— BEGIN —
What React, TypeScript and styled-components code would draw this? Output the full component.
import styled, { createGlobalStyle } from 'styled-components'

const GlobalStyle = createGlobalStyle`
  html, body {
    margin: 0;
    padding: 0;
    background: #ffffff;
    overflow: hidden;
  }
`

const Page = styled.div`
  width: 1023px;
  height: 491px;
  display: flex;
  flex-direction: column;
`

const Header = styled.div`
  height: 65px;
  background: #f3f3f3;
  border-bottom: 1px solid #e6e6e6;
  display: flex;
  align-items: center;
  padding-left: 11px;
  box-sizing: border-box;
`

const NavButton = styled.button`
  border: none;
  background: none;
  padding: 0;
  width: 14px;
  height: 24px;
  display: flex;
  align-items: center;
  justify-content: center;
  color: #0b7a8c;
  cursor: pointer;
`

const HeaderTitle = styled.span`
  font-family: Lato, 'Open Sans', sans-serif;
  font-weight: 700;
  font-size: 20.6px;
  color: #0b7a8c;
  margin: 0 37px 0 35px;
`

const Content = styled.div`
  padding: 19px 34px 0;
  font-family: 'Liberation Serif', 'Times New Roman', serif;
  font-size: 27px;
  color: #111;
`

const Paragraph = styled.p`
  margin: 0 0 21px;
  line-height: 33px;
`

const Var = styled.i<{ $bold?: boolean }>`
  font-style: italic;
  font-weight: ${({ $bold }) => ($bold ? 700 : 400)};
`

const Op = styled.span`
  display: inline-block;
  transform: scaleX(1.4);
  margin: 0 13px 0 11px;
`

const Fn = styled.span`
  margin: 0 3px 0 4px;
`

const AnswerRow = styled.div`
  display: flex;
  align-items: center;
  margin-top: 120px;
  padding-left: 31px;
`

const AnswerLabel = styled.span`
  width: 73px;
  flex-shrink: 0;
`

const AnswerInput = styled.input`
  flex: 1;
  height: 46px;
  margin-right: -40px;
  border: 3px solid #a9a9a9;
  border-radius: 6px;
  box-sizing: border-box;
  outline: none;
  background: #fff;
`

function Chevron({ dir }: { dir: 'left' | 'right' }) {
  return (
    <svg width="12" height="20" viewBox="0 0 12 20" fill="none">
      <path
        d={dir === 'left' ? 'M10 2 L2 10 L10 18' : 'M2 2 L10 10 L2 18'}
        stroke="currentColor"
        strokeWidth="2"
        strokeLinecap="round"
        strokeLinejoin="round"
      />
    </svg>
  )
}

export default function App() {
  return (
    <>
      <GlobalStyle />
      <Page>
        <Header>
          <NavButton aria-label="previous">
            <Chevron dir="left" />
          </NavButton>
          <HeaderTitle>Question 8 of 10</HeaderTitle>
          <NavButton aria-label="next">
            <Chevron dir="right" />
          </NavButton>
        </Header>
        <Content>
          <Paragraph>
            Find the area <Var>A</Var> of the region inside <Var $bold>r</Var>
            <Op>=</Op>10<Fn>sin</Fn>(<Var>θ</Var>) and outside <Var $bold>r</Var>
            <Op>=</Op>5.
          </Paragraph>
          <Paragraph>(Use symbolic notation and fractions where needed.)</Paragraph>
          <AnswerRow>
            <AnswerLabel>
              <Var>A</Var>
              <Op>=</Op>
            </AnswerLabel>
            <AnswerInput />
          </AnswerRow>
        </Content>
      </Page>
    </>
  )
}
— END —
## Short problem:
Without leaving anything out, quote all the data.

## Written solution:
What React, TypeScript and styled-components code would draw this? Output the full component.
import styled, { createGlobalStyle } from 'styled-components'

const GlobalStyle = createGlobalStyle`
  html, body {
    margin: 0;
    padding: 0;
    background: #ffffff;
    overflow: hidden;
  }
`

const Page = styled.div`
  width: 1023px;
  height: 491px;
  display: flex;
  flex-direction: column;
`

const Header = styled.div`
  height: 65px;
  background: #f3f3f3;
  border-bottom: 1px solid #e6e6e6;
  display: flex;
  align-items: center;
  padding-left: 11px;
  box-sizing: border-box;
`

const NavButton = styled.button`
  border: none;
  background: none;
  padding: 0;
  width: 14px;
  height: 24px;
  display: flex;
  align-items: center;
  justify-content: center;
  color: #0b7a8c;
  cursor: pointer;
`

const HeaderTitle = styled.span`
  font-family: Lato, 'Open Sans', sans-serif;
  font-weight: 700;
  font-size: 20.6px;
  color: #0b7a8c;
  margin: 0 37px 0 35px;
`

const Content = styled.div`
  padding: 19px 34px 0;
  font-family: 'Liberation Serif', 'Times New Roman', serif;
  font-size: 27px;
  color: #111;
`

const Paragraph = styled.p`
  margin: 0 0 21px;
  line-height: 33px;
`

const Var = styled.i<{ $bold?: boolean }>`
  font-style: italic;
  font-weight: ${({ $bold }) => ($bold ? 700 : 400)};
`

const Op = styled.span`
  display: inline-block;
  transform: scaleX(1.4);
  margin: 0 13px 0 11px;
`

const Fn = styled.span`
  margin: 0 3px 0 4px;
`

const AnswerRow = styled.div`
  display: flex;
  align-items: center;
  margin-top: 120px;
  padding-left: 31px;
`

const AnswerLabel = styled.span`
  width: 73px;
  flex-shrink: 0;
`

const AnswerInput = styled.input`
  flex: 1;
  height: 46px;
  margin-right: -40px;
  border: 3px solid #a9a9a9;
  border-radius: 6px;
  box-sizing: border-box;
  outline: none;
  background: #fff;
`

function Chevron({ dir }: { dir: 'left' | 'right' }) {
  return (
    <svg width="12" height="20" viewBox="0 0 12 20" fill="none">
      <path
        d={dir === 'left' ? 'M10 2 L2 10 L10 18' : 'M2 2 L10 10 L2 18'}
        stroke="currentColor"
        strokeWidth="2"
        strokeLinecap="round"
        strokeLinejoin="round"
      />
    </svg>
  )
}

export default function App() {
  return (
    <>
      <GlobalStyle />
      <Page>
        <Header>
          <NavButton aria-label="previous">
            <Chevron dir="left" />
          </NavButton>
          <HeaderTitle>Question 8 of 10</HeaderTitle>
          <NavButton aria-label="next">
            <Chevron dir="right" />
          </NavButton>
        </Header>
        <Content>
          <Paragraph>
            Find the area <Var>A</Var> of the region inside <Var $bold>r</Var>
            <Op>=</Op>10<Fn>sin</Fn>(<Var>θ</Var>) and outside <Var $bold>r</Var>
            <Op>=</Op>5.
          </Paragraph>
          <Paragraph>(Use symbolic notation and fractions where needed.)</Paragraph>
          <AnswerRow>
            <AnswerLabel>
              <Var>A</Var>
              <Op>=</Op>
            </AnswerLabel>
            <AnswerInput />
          </AnswerRow>
        </Content>
      </Page>
    </>
  )
}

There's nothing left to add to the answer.